**What you are asked to do**
State the number of lines below in which the word "this" appears. Nothing else belongs in the answer.

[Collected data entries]
————————

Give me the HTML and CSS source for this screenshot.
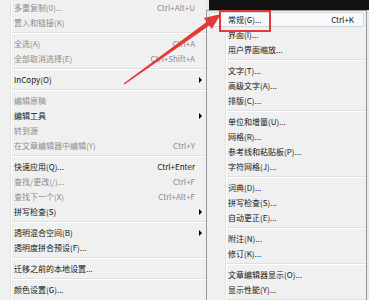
FILE: index.html
```html
<!DOCTYPE html>
<html lang="zh-CN">
  <head>
    <meta charset="UTF-8" />
    <title>编辑 - 首选项</title>
    <link rel="stylesheet" href="styles.css">
  </head>
  <body>
    <div class="screen">
      <div class="menu menu-main">
        <div class="item off"><span class="label">多重复制(0)...</span><span class="key">Ctrl+Alt+U</span></div>
        <div class="item off"><span class="label">置入和链接(K)</span></div>
        <div class="sep"></div>
        <div class="item off"><span class="label">全选(A)</span><span class="key">Ctrl+A</span></div>
        <div class="item off"><span class="label">全部取消选择(E)</span><span class="key">Ctrl+Shift+A</span></div>
        <div class="sep"></div>
        <div class="item more"><span class="label">InCopy(O)</span></div>
        <div class="sep"></div>
        <div class="item off"><span class="label">编辑原稿</span></div>
        <div class="item more"><span class="label">编辑工具</span></div>
        <div class="item off"><span class="label">转到源</span></div>
        <div class="item off"><span class="label">在文章编辑器中编辑(Y)</span><span class="key">Ctrl+Y</span></div>
        <div class="sep"></div>
        <div class="item"><span class="label">快速应用(Q)...</span><span class="key">Ctrl+Enter</span></div>
        <div class="item off"><span class="label">查找/更改(/)...</span><span class="key">Ctrl+F</span></div>
        <div class="item off"><span class="label">查找下一个(X)</span><span class="key">Ctrl+Alt+F</span></div>
        <div class="item more"><span class="label">拼写检查(S)</span></div>
        <div class="sep"></div>
        <div class="item more"><span class="label">透明混合空间(B)</span></div>
        <div class="item"><span class="label">透明度拼合预设(F)...</span></div>
        <div class="sep"></div>
        <div class="item"><span class="label">迁移之前的本地设置...</span></div>
        <div class="sep"></div>
        <div class="item"><span class="label">颜色设置(G)...</span></div>
        <div class="item"><span class="label">指定配置文件(R)...</span></div>
      </div>

      <div class="side">
        <div class="bar"></div>
        <div class="menu menu-sub">
          <div class="item hot"><span class="label">常规(G)...</span><span class="key">Ctrl+K</span></div>
          <div class="item"><span class="label">界面(I)...</span></div>
          <div class="item"><span class="label">用户界面缩放...</span></div>
          <div class="sep"></div>
          <div class="item"><span class="label">文字(T)...</span></div>
          <div class="item"><span class="label">高级文字(A)...</span></div>
          <div class="item"><span class="label">排版(C)...</span></div>
          <div class="sep"></div>
          <div class="item"><span class="label">单位和增量(U)...</span></div>
          <div class="item"><span class="label">网格(R)...</span></div>
          <div class="item"><span class="label">参考线和粘贴板(P)...</span></div>
          <div class="item"><span class="label">字符网格(J)...</span></div>
          <div class="sep"></div>
          <div class="item"><span class="label">词典(D)...</span></div>
          <div class="item"><span class="label">拼写检查(S)...</span></div>
          <div class="item"><span class="label">自动更正(E)...</span></div>
          <div class="sep"></div>
          <div class="item"><span class="label">附注(N)...</span></div>
          <div class="item"><span class="label">修订(K)...</span></div>
          <div class="sep"></div>
          <div class="item"><span class="label">文章编辑器显示(O)...</span></div>
          <div class="item"><span class="label">显示性能(Y)...</span></div>
          <div class="sep"></div>
        </div>
      </div>

      <!-- 标注：红框和箭头 -->
      <div class="callout"></div>
      <svg class="arrow" width="369" height="300" viewBox="0 0 369 300">
        <polygon points="123.6,83.6 207.2,21.6 209.8,25.2 124.4,84.4" fill="#e23a36" />
        <polygon points="221,14 211.8,29 203.8,18" fill="#e23a36" />
      </svg>
    </div>
  </body>
</html>
```

FILE: styles.css
```css
body {
  margin: 0;
  padding: 0;
  background: #e9e9e9;
  font-family: "Noto Sans CJK SC", "Liberation Sans", sans-serif;
  font-size: 8px;
  color: #151515;
}
.screen {
  position: relative;
  display: flex;
  width: 369px;
  height: 300px;
  overflow: hidden;
}
.menu {
  box-sizing: border-box;
  background-color: #f0f0f0;
}
.menu-main {
  flex: none;
  width: 206px;
  height: 300px;
  background: linear-gradient(to right, transparent 10px, #e2e3e3 10px, #e2e3e3 11px, #fff 11px, #fff 12px, transparent 12px), #f0f0f0;
}
.side {
  flex: none;
  display: flex;
  flex-direction: column;
  width: 163px;
  height: 300px;
}
.bar {
  flex: none;
  height: 10px;
  margin-left: 3px;
  background-color: #121212;
}
.menu-sub {
  flex: 1 0 auto;
  width: 161px;
  padding-top: 1px;
  border: 1px solid #979797;
  border-bottom: none;
  background: linear-gradient(to right, transparent 18px, #e2e3e3 18px, #e2e3e3 19px, #fff 19px, #fff 20px, transparent 20px), #f0f0f0;
}
.item {
  display: flex;
  align-items: center;
  height: 15px;
  line-height: 15px;
  white-space: nowrap;
}
.menu-main .item {
  padding-left: 14px;
}
.menu-main .item::after {
  content: "";
  width: 11px;
}
.menu-main .item.more::after {
  width: 0;
  height: 0;
  margin: 0 4px 0 4px;
  border-left: 3px solid #000;
  border-top: 3px solid transparent;
  border-bottom: 3px solid transparent;
}
.menu-sub .item {
  padding: 0 12px 0 21px;
}
.menu-sub .item.hot {
  margin: 0 2px;
  padding: 0 10px 0 19px;
  background-color: #f8f9fb;
  box-shadow: inset 0 0 0 1px #d3d8de;
  border-radius: 2px;
}
.label {
  flex: 1;
}
.key {
  text-align: right;
}
.off {
  color: #8c8c8c;
}
.sep {
  flex: none;
  height: 6px;
  background: linear-gradient(to bottom, transparent 2px, #e0e0e0 2px, #e0e0e0 3px, #fff 3px, #fff 4px, transparent 4px);
}
.menu-main .sep {
  margin-left: 12px;
}
.menu-sub .sep {
  margin-left: 20px;
}
.callout {
  position: absolute;
  left: 219px;
  top: 10px;
  width: 52px;
  height: 22px;
  box-sizing: border-box;
  border: 2px solid #e3393c;
}
.arrow {
  position: absolute;
  left: 0;
  top: 0;
  pointer-events: none;
}
```
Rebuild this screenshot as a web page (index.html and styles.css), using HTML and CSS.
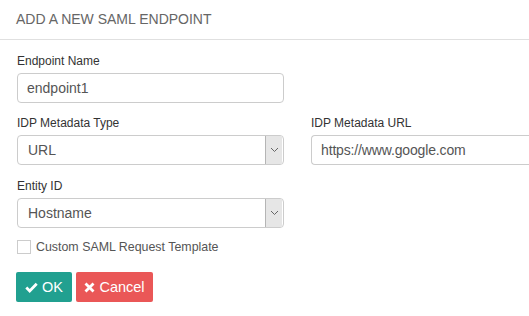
FILE: index.html
```html
<!DOCTYPE html>
<html>
<head>
    <title>Add a new SAML endpoint</title>
    <link rel="stylesheet" href="styles.css">
</head>
<body>
    <div class="panel">
        <div class="panel-header">Add a new SAML endpoint</div>
        <form class="panel-body">
            <div class="fila">
                <div class="campo">
                    <label>Endpoint Name</label>
                    <input class="control" type="text" value="endpoint1">
                </div>
            </div>
            <div class="fila fila-media">
                <div class="campo">
                    <label>IDP Metadata Type</label>
                    <div class="select">
                        <span>URL</span>
                        <span class="flecha">
                            <svg width="9" height="6" viewBox="0 0 9 6"><path d="M1 1l3.5 3.5L8 1" fill="none" stroke="#666" stroke-width="1"/></svg>
                        </span>
                    </div>
                </div>
                <div class="campo campo-ancho">
                    <label>IDP Metadata URL</label>
                    <input class="control" type="text" value="https://www.google.com">
                </div>
            </div>
            <div class="fila">
                <div class="campo">
                    <label>Entity ID</label>
                    <div class="select">
                        <span>Hostname</span>
                        <span class="flecha">
                            <svg width="9" height="6" viewBox="0 0 9 6"><path d="M1 1l3.5 3.5L8 1" fill="none" stroke="#666" stroke-width="1"/></svg>
                        </span>
                    </div>
                </div>
            </div>
            <label class="check">
                <span class="caja"></span>
                Custom SAML Request Template
            </label>
            <div class="botones">
                <button type="button" class="btn btn-ok">
                    <svg width="13" height="11" viewBox="0 0 13 11"><path d="M1.3 5.6l3.4 3.4L11.7 1.8" fill="none" stroke="#fff" stroke-width="2.8"/></svg>
                    OK
                </button>
                <button type="button" class="btn btn-cancel">
                    <svg width="11" height="11" viewBox="0 0 11 11"><path d="M1.5 1.5l8 8M9.5 1.5l-8 8" fill="none" stroke="#fff" stroke-width="2.8"/></svg>
                    Cancel
                </button>
            </div>
        </form>
    </div>
</body>
</html>
```

FILE: styles.css
```css
body {
    margin: 0;
    font-family: "Liberation Sans", Arial, sans-serif;
    background-color: #fff;
    color: #333;
    overflow: hidden;
}

.panel {
    width: 529px;
}

.panel-header {
    padding: 12px 16px 12px;
    height: 15px;
    font-size: 14px;
    line-height: 15px;
    text-transform: uppercase;
    color: #666;
    border-bottom: 1px solid #e0e0e0;
}

.panel-body {
    padding: 14px 0 0 17px;
    margin: 0;
}

.fila {
    display: flex;
    gap: 27px;
}

.campo {
    width: 267px;
    flex-shrink: 0;
    margin-bottom: 13px;
}

.fila-media .campo {
    margin-bottom: 14px;
}

.campo-ancho {
    width: 240px;
}

.campo label {
    display: block;
    font-size: 12px;
    line-height: 14px;
    margin-bottom: 5px;
    color: #333;
}

.control {
    display: block;
    width: 100%;
    height: 30px;
    box-sizing: border-box;
    padding: 0 9px;
    border: 1px solid #ccc;
    border-radius: 4px;
    font-family: inherit;
    font-size: 14px;
    color: #555;
    background: #fff;
}

.campo-ancho .control {
    border-right: none;
    border-radius: 4px 0 0 4px;
    letter-spacing: -0.15px;
}

.select {
    display: flex;
    align-items: center;
    justify-content: space-between;
    height: 30px;
    box-sizing: border-box;
    border: 1px solid #ccc;
    border-radius: 4px;
    padding-left: 10px;
    font-size: 14px;
    color: #555;
}

.flecha {
    display: flex;
    align-items: center;
    justify-content: center;
    width: 16px;
    height: 28px;
    margin-right: 1px;
    background-color: #e6e6e6;
    border-left: 1px solid #b5b5b5;
}

.check {
    display: flex;
    align-items: center;
    gap: 5px;
    margin-top: -1px;
    font-size: 12.4px;
    color: #555;
}

.caja {
    width: 12px;
    height: 12px;
    border: 1px solid #ccc;
    background: #fff;
}

.botones {
    display: flex;
    gap: 4px;
    margin-top: 18px;
    margin-left: -1px;
}

.btn {
    display: flex;
    align-items: center;
    justify-content: center;
    gap: 4px;
    height: 30px;
    padding: 0;
    border: none;
    border-radius: 2px;
    font-family: inherit;
    font-size: 14.5px;
    color: #fff;
    cursor: pointer;
}

.btn svg {
    flex-shrink: 0;
}

.btn-ok {
    background-color: #21a090;
    width: 56px;
}

.btn-cancel {
    background-color: #ea5757;
    width: 77px;
}
```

————————

**The reply**
2